# Houseboat Vacation!



## tangleknot (Oct 8, 2001)

Every year, I go on a long weekend trip with about 10 girl friends. We've gone to Chicago, Virginia Beach, etc.

This year, we are renting a house boat on Lake Cumberland in Kentucky(can you tell it was my year to do the planning )! It sound like an absolute riot!! I cannot wait. We are starting our trip August 1st.

Anyone ever gone on one of these before? Is it as fun as it looks, or more??


----------



## gunrod (Jan 16, 2001)

At my previous job about 7 couples would go every year. They used to tag jet skis and fishing boats (so they could cover more water). They spoke of great times. Each couple was responsible for dinner one night. Other than that, it was sunbathing, swimming and fun......You should have a great time.

My wife is on her first girls weekend right now. It's just up to Wellston for a 4 day weekend but I'm sure they are having fun. They are discussing a cruise for next year. If one long weekend excuses my non-stop fishing trips I can live with it. The spouses of some of the girls aren't happy with me for allowing my wife to plan this. They're complaining of how they have to watch the kids. My responses: First, they're your kids too egghead. Second, you're looking at this all wrong. Now you have a reason to disappear yourself.

I'm off the subject now but I'm sure you'll have a great time. I hear the boats have water slides, plenty of room to move about and the scenery is awesome.


----------



## chuck44mag (Jan 29, 2003)

tangleknot with you + 10 girlfriends you will need a boat Capt. I'm applying for the job. 
Don't be afraid to use the motor it will sound like the RPMs are up but they are not that high, it takes a lot to get a boat that big to move and stay on corse in a cross wind.
Good Luck and HAVE FUN

Chuck Fish

PS: I'll Captain for you


----------



## SKUNK (Jan 6, 2001)

We used to go every year to Dale Hollow. It's an inexpensive trip and a riot.


----------



## kbkrause (Feb 12, 2002)

Last year I went with 7 adults and 2 kids under 1 and we had a blast. If you want to relax, it it the place to be. Tipical day for me was, wake up, make breakfast, decide where on the lake we wanted to go, start the boat there, make a few stops along the way for lunch, swimming, sunning, etc. Get to where we wanted to tie up for the night, make dinner, go to bed and then do the same thing all over again. ahhhhhhhhh. With a few, some times more than a few libations thrown it, and the ocasional diving contest, it was a great time. For being such a deep lake, the water was exceptionaly warm too, great for the kids.


----------



## ESOX (Nov 20, 2000)

I did it once many years ago, while going to school in Georgia. (GO DAWGS!!!) We got one out of the New Orleans area and cruised the Mississippi. I was the only person on board with any expierience with navigating big waters, in close proximity to freighters and barge rafts, or having any knowledge of the rules of the road and buoys.
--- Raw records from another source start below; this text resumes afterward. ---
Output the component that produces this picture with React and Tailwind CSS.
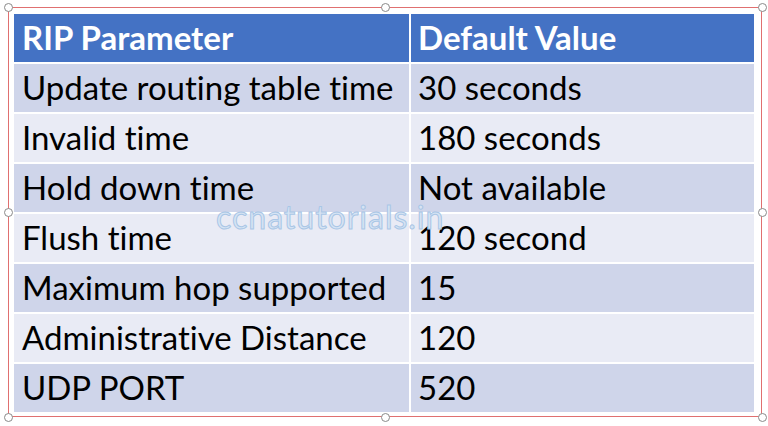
import React from "react";

const rows = [
  ["Update routing table time", "30 seconds"],
  ["Invalid time", "180 seconds"],
  ["Hold down time", "Not available"],
  ["Flush time", "120 second"],
  ["Maximum hop supported", "15"],
  ["Administrative Distance", "120"],
  ["UDP PORT", "520"],
];

function Handle({ className }) {
  return (
    <div
      className={`absolute w-[9px] h-[9px] rounded-full border border-[#8a8a8a] bg-white ${className}`}
    />
  );
}

export default function App() {
  return (
    <div
      className="relative w-[768px] h-[426px] bg-white overflow-hidden pt-[7px] pl-[8px] [font-variant-ligatures:none]"
      style={{ fontFamily: "Lato, 'Open Sans', sans-serif" }}
    >
      <div className="w-[754px] h-[410px] border border-[#e07070] pt-[6px] pl-[5px]">
        <div className="grid grid-cols-[395px_343px] gap-[2px] bg-white">
          <div className="bg-[#4472c4] h-[48px] flex items-center pl-[8px] text-white font-bold text-[33px]">
            RIP Parameter
          </div>
          <div className="bg-[#4472c4] h-[48px] flex items-center pl-[7px] text-white font-bold text-[33px]">
            Default Value
          </div>
          {rows.map((r, i) => (
            <React.Fragment key={i}>
              <div
                className={`h-[48px] flex items-center pl-[8px] text-black text-[33px] ${
                  i % 2 === 0 ? "bg-[#cfd5ea]" : "bg-[#e9ebf5]"
                }`}
              >
                {r[0]}
              </div>
              <div
                className={`h-[48px] flex items-center pl-[7px] text-black text-[33px] ${
                  i % 2 === 0 ? "bg-[#cfd5ea]" : "bg-[#e9ebf5]"
                }`}
              >
                {r[1]}
              </div>
            </React.Fragment>
          ))}
        </div>
      </div>

      <div className="absolute left-[216px] top-[193px] text-[32px] tracking-[1px] text-[#d6e4f4] [-webkit-text-stroke:1px_#a9c6e6]">
        ccnatutorials.in
      </div>

      <Handle className="left-[4px] top-[3px]" />
      <Handle className="left-[381px] top-[3px]" />
      <Handle className="left-[758px] top-[3px]" />
      <Handle className="left-[4px] top-[208px]" />
      <Handle className="left-[758px] top-[208px]" />
      <Handle className="left-[4px] top-[413px]" />
      <Handle className="left-[381px] top-[413px]" />
      <Handle className="left-[758px] top-[413px]" />
    </div>
  );
}
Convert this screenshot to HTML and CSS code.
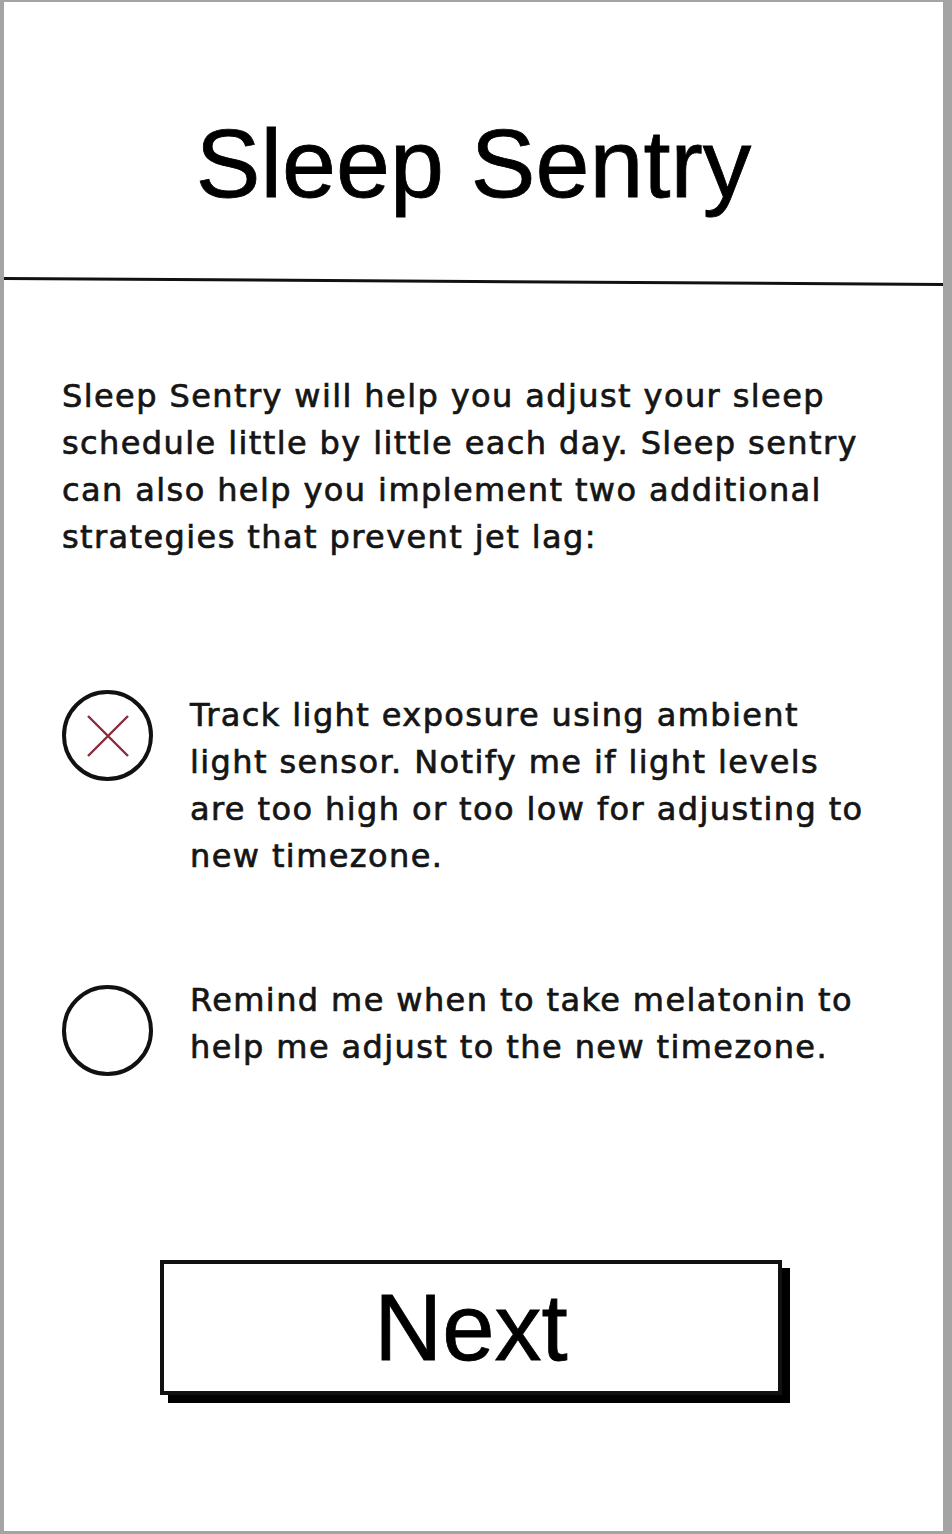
FILE: index.html
```html
<!DOCTYPE html>
<html lang="en">

<head>
    <meta charset="UTF-8">
    <meta name="viewport" content="width=device-width, initial-scale=1.0">
    <title>Sleep Sentry</title>
    <link rel="stylesheet" href="styles.css">
</head>

<body>
    <div class="screen">
        <!-- Cabeçalho -->
        <div class="header">
            <h1>Sleep Sentry</h1>
        </div>
        <div class="divider"></div>

        <div class="content">
            <p class="intro">Sleep Sentry will help you adjust your sleep<br>
                schedule little by little each day. Sleep sentry<br>
                can also help you implement two additional<br>
                strategies that prevent jet lag:</p>

            <!-- Opções -->
            <div class="option option-first">
                <span class="check checked">
                    <svg width="44" height="44" viewBox="0 0 44 44">
                        <path d="M2 2 L42 42 M42 2 L2 42" stroke="#8b2c3d" stroke-width="2.4" fill="none" />
                    </svg>
                </span>
                <p class="option-text">Track light exposure using ambient<br>
                    light sensor. Notify me if light levels<br>
                    are too high or too low for adjusting to<br>
                    new timezone.</p>
            </div>

            <div class="option option-second">
                <span class="check"></span>
                <p class="option-text">Remind me when to take melatonin to<br>
                    help me adjust to the new timezone.</p>
            </div>

            <button class="next-button">Next</button>
        </div>
    </div>
</body>

</html>
```

FILE: styles.css
```css
/* Estilos Gerais */
body,
html {
    margin: 0;
    padding: 0;
    background: #fff;
}

.screen {
    height: 1534px;
    box-sizing: border-box;
    border-left: 4px solid #a4a4a4;
    border-top: 2px solid #a4a4a4;
    border-right: 9px solid #a4a4a4;
    border-bottom: 3px solid #a4a4a4;
    background: #fff;
    color: #151515;
    overflow: hidden;
}

/* Cabeçalho */
.header {
    height: 278px;
    box-sizing: border-box;
    padding-top: 113px;
    text-align: center;
}

.header h1 {
    margin: 0;
    font-family: 'Liberation Sans', Arial, sans-serif;
    font-weight: normal;
    font-size: 97px;
    line-height: 97px;
    color: #000;
    -webkit-text-stroke: 0.8px #000;
}

.divider {
    height: 3px;
    margin: 0 -8px 0 -4px;
    background: #111;
    transform: rotate(0.36deg);
}

/* Conteúdo */
.content {
    padding: 90px 58px 0;
    font-family: 'DejaVu Sans', Verdana, sans-serif;
    font-size: 32px;
    line-height: 47px;
    letter-spacing: 1.4px;
    -webkit-text-stroke: 0.7px #151515;
}

.intro {
    margin: 0;
}

.option {
    display: flex;
    align-items: flex-start;
    gap: 37px;
}

.option-first {
    margin-top: 129px;
}

.option-first .option-text {
    padding-top: 2px;
}

.option-second {
    margin-top: 97px;
}

.option-second .check {
    margin-top: 8px;
}

.check {
    flex: none;
    width: 83px;
    height: 83px;
    border: 4px solid #111;
    border-radius: 50%;
    display: flex;
    align-items: center;
    justify-content: center;
}

.option-text {
    margin: 0;
    white-space: nowrap;
}

/* Botão */
.next-button {
    display: flex;
    align-items: center;
    justify-content: center;
    width: 622px;
    height: 135px;
    margin: 184px 0 0 98px;
    padding: 0;
    background: #fff;
    border: 4px solid #111;
    box-shadow: 8px 8px 0 #000;
    font-family: 'Liberation Sans', Arial, sans-serif;
    font-size: 94px;
    line-height: 94px;
    letter-spacing: 0;
    color: #000;
    -webkit-text-stroke: 0.8px #000;
    cursor: pointer;
}
```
From the little that I can recall  we had a very good time, both we and the boat (36' floating palace) survived somewhat intact.........


----------



## maxemus (Jan 13, 2002)

Post pics when you return... Group shots and such


----------



## tangleknot (Oct 8, 2001)

> _Originally posted by chuck44mag _
> *tangleknot with you + 10 girlfriends you will need a boat Capt. I'm applying for the job.
> *


Thanks for the offer Skipper, but the position has been filled, LOL!  We will be checking for stowaways.  I'll be sure to take lots of pics, hehe.

Well, it sounds like this is more fun than anticipated. It is a pretty good price indeed. Including $300 estimate for fuel for the boat, the total is going to run around $2500 for all of us. Divided up, that is not too bad. We could have saved around $400 if we got a shorter boat but we opted for the 64 ft boat. That many women without our "space" would definitely result in someone going overboard. Plus, we couldn't get the hot tub with the smaller boat! Cheaper than Chicago, right Shoeman, lol.

We looked at Dale Hollow and it looked great. Only problem was, the land around the Lake is run by the Army Corp of Engineers. That is fine by me but we have a lot of gals that want to get dropped off and shop, etc. on land during part of the time and there is not too much of that available at Dale Hollow. I plan on spending the majority of the time on the boat. Might sneak in a round of golf.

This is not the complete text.